Blueberry And Lemon Ricotta Cheesecake (gluten-free)
Total Time: 1 hr 40 mins
Preparation Time: 20 mins
Cook Time: 1 hr 20 mins
Ingredients
- 1/3 cup gluten-free oats, ground
- 1/3 cup almond meal (or almond slices ground in food processor)
- 1 tablespoon coconut sugar (or other natural sugar)
- 2 1/2 tablespoons butter or 2 1/2 tablespoons coconut oil, melted
- 2 eggs
- 1/3 cup coconut sugar (or other natural sugar)
- 1/2 teaspoon almond extract (optional)
- 16 ounces organic ricotta cheese
- 1 lemon
- 1 cup fresh blueberries
Recipe
- 1 mix ground oats, almond meal and 1 tbsp sugar in a bowl.

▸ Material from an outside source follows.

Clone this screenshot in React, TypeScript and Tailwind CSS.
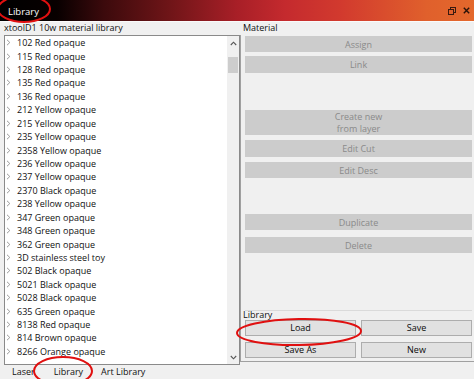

- 2 add melted butter or coconut oil and mix well.
- 3 press onto the bottom of a 7-inch springform pan and keep the pan in the freezer.
- 4 separate eggs into two bowls. whip egg whites until stiff peaks form and set aside.
- 5 zest a lemon and then cut the lemon in half and juice it.
- 6 preheat oven to 325°f/165°c degrees.
- 7 in another bowl, mix egg yolks, sugar, and almond extract.
- 8 add ricotta cheese, and lemon zest and juice and mix well.
- 9 fold in the egg whites and mix gently. fold in blueberries and mix gently again.
- 10 bake in the oven for 80 minutes.
- 11 cool and refrigerate for several hours or overnight.
- 12 remove the cheesecake from the springform, infuse love, and serve!